HSSM also supports "black box" likelihood functions, which are assumed to not be differentiable. When loglik_kind is blackbox, by default, HSSM will switch to a MCMC sampler that does not use differentiation. Below is an example showing how to use a blackbox likelihood function. We use a log-likelihood function for ddm written in Cython to show that you can use any function or computation inside this function as long as the function itself has the signature defined above. See here for the function definition.

In [16]:

Copied!





import bambi as bmb
import hddm_wfpt


# Define a function with fun(data, *) signature
def my_blackbox_loglik(data, v, a, z, t, err=1e-8):
    """Create a blackbox log-likelihood function for the DDM model.

    Note the function signature: the first argument must be the data, and the
    remaining arguments are the parameters to be estimated. The function must
    return the log-likelihood of the data given the parameters.

    Parameters
    ----------
    data : np.ndarray
        A 2D array with columns for the RT and choice of each trial.
    """
    data = data[:, 0] * data[:, 1]
    data_nrows = data.shape[0]
    # Our function expects inputs as float64, but they are not guaranteed to
    # come in as such --> we type convert
    return hddm_wfpt.wfpt.wiener_logp_array(
        np.float64(data),
        (np.ones(data_nrows) * v).astype(np.float64),
        np.ones(data_nrows) * 0,
        (np.ones(data_nrows) * 2 * a).astype(np.float64),
        (np.ones(data_nrows) * z).astype(np.float64),
        np.ones(data_nrows) * 0,
        (np.ones(data_nrows) * t).astype(np.float64),
        np.ones(data_nrows) * 0,
        err,
        1,
    )


# Create the model with pdf_ddm_blackbox
model = hssm.HSSM(
    data=data,
    model="ddm",
    loglik=my_blackbox_loglik,
    loglik_kind="blackbox",
    model_config={
        "bounds": {
            "v": (-10.0, 10.0),
            "a": (0.0, 4.0),
            "z": (0.0, 1.0),
            "t": (0.0, 2.0),
        }
    },
    t=bmb.Prior("Uniform", lower=0.0, upper=2.0),
)
import bambi as bmb
import hddm_wfpt


# Define a function with fun(data, *) signature
def my_blackbox_loglik(data, v, a, z, t, err=1e-8):
    """Create a blackbox log-likelihood function for the DDM model.

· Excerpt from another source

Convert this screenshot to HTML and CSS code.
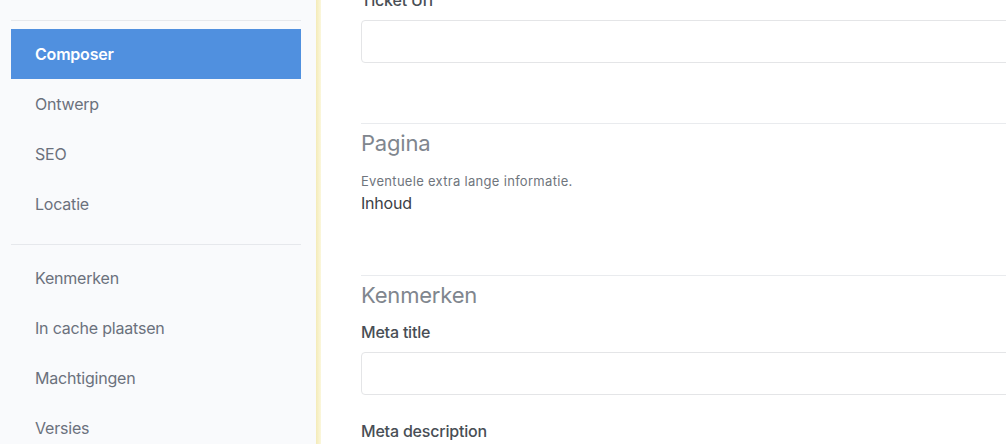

    Note the function signature: the first argument must be the data, and the
    remaining arguments are the parameters to be estimated. The function must
    return the log-likelihood of the data given the parameters.

    Parameters
    ----------
    data : np.ndarray
        A 2D array with columns for the RT and choice of each trial.
    """
    data = data[:, 0] * data[:, 1]
    data_nrows = data.shape[0]
    # Our function expects inputs as float64, but they are not guaranteed to
    # come in as such --> we type convert
    return hddm_wfpt.wfpt.wiener_logp_array(
        np.float64(data),
        (np.ones(data_nrows) * v).astype(np.float64),
        np.ones(data_nrows) * 0,
        (np.ones(data_nrows) * 2 * a).astype(np.float64),
        (np.ones(data_nrows) * z).astype(np.float64),
        np.ones(data_nrows) * 0,
        (np.ones(data_nrows) * t).astype(np.float64),
        np.ones(data_nrows) * 0,
        err,
        1,
    )


# Create the model with pdf_ddm_blackbox
model = hssm.HSSM(
    data=data,
    model="ddm",
    loglik=my_blackbox_loglik,
    loglik_kind="blackbox",
    model_config={
        "bounds": {
            "v": (-10.0, 10.0),
            "a": (0.0, 4.0),
            "z": (0.0, 1.0),
            "t": (0.0, 2.0),
        }
    },
    t=bmb.Prior("Uniform", lower=0.0, upper=2.0),
)

Model initialized successfully.

In [17]:

Copied!

model.graph()
model.graph()

Out[17]:

In [18]:

Copied!

sample = model.sample()
sample = model.sample()

Using default initvals.

Multiprocess sampling (4 chains in 4 jobs)
CompoundStep
>Slice: [z]
>Slice: [a]
>Slice: [t]
>Slice: [v]
/opt/homebrew/Cellar/python@3.11/3.11.12/Frameworks/Python.framework/Versions/3.11/lib/python3.11/multiprocessing/popen_fork.py:66: RuntimeWarning: os.fork() was called. os.fork() is incompatible with multithreaded code, and JAX is multithreaded, so this will likely lead to a deadlock.
  self.pid = os.fork()

Output()

/opt/homebrew/Cellar/python@3.11/3.11.12/Frameworks/Python.framework/Versions/3.11/lib/python3.11/multiprocessing/popen_fork.py:66: RuntimeWarning: os.fork() was called. os.fork() is incompatible with multithreaded code, and JAX is multithreaded, so this will likely lead to a deadlock.
  self.pid = os.fork()

Sampling 4 chains for 1_000 tune and 1_000 draw iterations (4_000 + 4_000 draws total) took 25 seconds.
100%|██████████| 4000/4000 [00:01<00:00, 2103.47it/s]

In [19]:

Copied!

model.summary()
model.summary()

Out[19]:

	mean	sd	hdi_3%	hdi_97%	mcse_mean	ess_bulk	ess_tail	r_hat
z	0.510	0.013	0.485	0.534	0.000	1182.0	2018.0	1.0
a	1.460	0.027	1.410	1.510	0.001	1812.0	2348.0	1.0
t	0.334	0.021	0.297	0.375	0.001	1363.0	2095.0	1.0
v	0.515	0.033	0.452	0.574	0.001	1368.0	2141.0	1.0

In [20]:

Copied!

model.plot_trace()
model.plot_trace()

Using the blackbox interface provides maximum flexibility on the user side. We hope you will find it useful!